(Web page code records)
────────
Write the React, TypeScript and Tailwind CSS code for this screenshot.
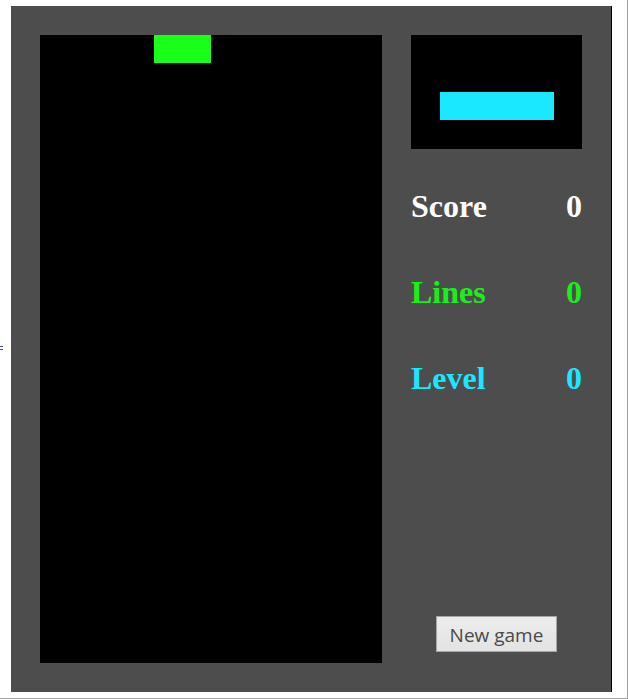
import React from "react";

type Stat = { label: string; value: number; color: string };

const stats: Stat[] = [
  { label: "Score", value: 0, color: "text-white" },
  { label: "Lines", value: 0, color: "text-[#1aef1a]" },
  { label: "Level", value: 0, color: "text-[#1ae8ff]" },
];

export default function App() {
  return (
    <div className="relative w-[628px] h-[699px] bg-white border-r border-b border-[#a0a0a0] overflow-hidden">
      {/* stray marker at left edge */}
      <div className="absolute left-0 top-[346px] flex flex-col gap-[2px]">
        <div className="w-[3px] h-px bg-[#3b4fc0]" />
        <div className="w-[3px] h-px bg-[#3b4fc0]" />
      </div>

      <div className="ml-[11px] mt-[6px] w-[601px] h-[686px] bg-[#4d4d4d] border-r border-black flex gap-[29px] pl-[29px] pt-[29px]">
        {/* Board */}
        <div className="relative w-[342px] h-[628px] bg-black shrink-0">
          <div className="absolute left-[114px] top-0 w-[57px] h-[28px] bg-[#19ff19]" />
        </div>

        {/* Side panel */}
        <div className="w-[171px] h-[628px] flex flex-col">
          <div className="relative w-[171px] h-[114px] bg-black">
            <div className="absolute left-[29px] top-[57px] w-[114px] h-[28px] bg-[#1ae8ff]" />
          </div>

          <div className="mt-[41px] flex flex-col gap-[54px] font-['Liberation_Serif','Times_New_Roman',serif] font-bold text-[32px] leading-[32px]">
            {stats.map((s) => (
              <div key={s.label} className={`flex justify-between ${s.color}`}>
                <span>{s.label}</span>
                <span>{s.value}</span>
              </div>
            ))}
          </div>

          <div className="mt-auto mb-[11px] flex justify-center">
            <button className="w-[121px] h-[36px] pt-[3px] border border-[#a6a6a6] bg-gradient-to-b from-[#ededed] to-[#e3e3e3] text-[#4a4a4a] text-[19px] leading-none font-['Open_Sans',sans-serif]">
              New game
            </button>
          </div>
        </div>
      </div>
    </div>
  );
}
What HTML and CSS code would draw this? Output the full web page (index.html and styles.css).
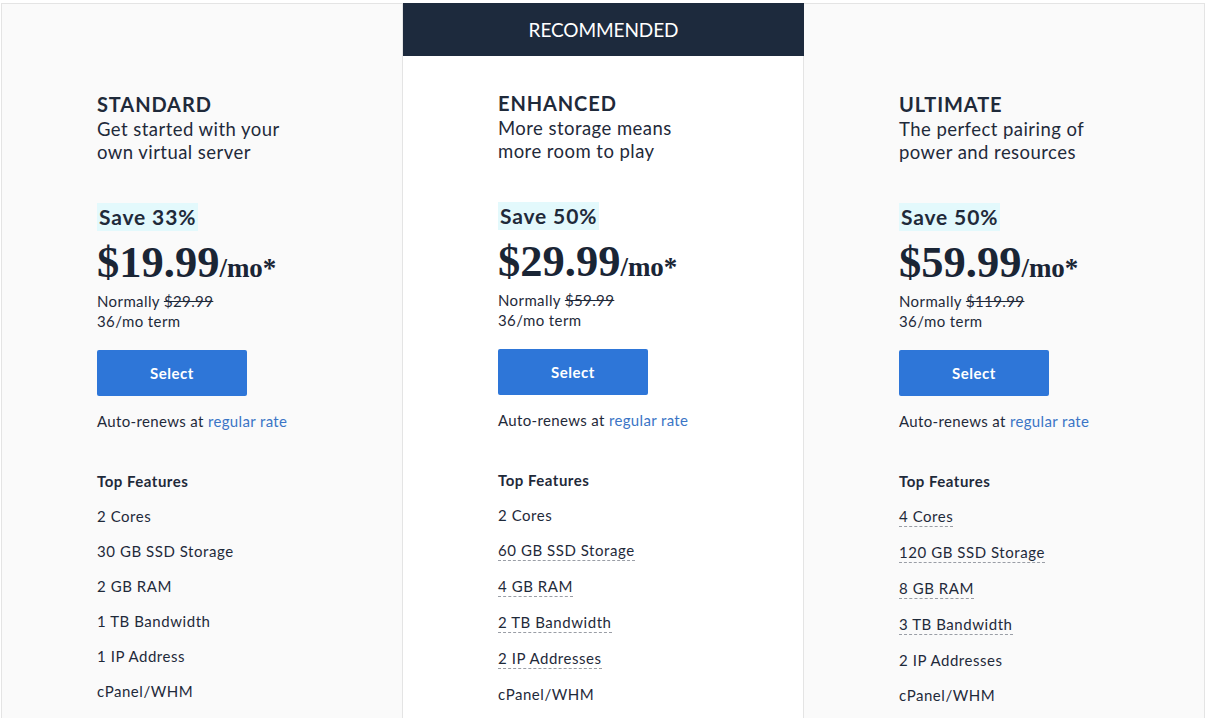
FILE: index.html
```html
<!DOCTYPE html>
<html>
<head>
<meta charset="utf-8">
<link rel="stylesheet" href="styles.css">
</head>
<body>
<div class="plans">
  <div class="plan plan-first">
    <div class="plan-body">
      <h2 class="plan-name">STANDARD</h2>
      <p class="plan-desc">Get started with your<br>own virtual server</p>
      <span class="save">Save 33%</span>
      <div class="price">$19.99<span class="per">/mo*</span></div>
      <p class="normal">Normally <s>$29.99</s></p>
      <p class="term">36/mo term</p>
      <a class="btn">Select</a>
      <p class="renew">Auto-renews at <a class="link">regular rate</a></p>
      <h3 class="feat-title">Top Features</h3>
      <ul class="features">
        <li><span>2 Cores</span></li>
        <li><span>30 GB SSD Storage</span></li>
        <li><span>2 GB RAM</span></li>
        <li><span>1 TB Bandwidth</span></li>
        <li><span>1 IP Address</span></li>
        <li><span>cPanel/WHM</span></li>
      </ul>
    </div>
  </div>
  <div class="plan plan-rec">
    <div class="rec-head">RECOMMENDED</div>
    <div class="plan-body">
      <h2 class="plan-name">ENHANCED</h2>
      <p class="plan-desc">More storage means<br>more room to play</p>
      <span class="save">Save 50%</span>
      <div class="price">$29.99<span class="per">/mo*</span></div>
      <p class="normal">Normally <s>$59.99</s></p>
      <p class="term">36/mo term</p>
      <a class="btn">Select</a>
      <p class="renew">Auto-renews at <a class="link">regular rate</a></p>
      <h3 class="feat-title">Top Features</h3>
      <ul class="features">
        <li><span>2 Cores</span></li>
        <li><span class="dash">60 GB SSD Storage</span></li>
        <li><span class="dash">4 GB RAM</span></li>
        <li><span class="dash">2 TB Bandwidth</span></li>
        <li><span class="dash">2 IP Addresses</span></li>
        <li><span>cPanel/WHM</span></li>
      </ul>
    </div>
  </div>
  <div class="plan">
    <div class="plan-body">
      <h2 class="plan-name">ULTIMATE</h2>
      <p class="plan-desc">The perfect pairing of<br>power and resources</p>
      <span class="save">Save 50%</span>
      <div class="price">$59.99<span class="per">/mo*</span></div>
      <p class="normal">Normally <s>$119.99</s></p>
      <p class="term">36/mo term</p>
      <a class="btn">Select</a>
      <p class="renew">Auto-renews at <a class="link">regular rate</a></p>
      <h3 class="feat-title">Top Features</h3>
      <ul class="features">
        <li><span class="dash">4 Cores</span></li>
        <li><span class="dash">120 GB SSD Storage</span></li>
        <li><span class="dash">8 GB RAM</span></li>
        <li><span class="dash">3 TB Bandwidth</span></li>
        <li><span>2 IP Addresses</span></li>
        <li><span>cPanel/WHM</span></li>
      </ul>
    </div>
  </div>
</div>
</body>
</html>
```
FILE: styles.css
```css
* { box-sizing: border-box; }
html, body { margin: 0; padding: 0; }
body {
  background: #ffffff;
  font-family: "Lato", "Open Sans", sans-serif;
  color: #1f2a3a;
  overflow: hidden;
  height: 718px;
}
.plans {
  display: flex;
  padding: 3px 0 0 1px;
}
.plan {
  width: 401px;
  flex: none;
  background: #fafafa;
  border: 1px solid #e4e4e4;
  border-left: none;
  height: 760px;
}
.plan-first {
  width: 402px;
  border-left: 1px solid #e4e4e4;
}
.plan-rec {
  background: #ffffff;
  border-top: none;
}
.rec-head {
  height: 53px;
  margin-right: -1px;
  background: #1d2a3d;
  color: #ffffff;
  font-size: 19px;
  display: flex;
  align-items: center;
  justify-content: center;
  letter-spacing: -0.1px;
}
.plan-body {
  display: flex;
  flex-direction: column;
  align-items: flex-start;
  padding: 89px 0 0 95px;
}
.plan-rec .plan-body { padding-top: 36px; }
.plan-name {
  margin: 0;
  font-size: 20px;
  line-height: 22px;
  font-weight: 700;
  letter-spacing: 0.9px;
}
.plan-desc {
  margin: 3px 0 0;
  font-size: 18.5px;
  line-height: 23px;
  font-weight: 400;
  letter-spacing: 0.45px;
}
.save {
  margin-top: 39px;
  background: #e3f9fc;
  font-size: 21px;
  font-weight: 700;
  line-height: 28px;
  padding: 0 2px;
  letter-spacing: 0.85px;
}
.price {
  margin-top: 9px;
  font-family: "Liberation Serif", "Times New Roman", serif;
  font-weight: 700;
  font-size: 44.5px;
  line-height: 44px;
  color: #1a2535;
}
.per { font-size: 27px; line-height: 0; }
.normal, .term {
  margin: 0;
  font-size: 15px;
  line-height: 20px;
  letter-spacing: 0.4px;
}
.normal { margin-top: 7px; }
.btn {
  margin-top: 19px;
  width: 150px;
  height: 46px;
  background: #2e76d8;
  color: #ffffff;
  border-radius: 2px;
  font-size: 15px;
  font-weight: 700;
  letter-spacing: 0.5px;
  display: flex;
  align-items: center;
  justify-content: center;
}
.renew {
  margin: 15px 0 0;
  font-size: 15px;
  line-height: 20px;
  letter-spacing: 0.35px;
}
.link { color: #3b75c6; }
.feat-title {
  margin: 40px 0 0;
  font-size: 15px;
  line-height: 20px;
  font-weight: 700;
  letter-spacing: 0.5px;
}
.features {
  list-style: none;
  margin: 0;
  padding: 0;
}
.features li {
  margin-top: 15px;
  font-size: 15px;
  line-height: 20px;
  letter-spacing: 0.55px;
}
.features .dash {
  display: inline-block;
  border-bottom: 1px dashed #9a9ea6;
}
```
────────
## Task directions
Up to and including the line that contains "string; value: number;", print the records above exactly from their first line, without any pictures.

## The result
Write the React, TypeScript and Tailwind CSS code for this screenshot.
import React from "react";

type Stat = { label: string; value: number; color: string };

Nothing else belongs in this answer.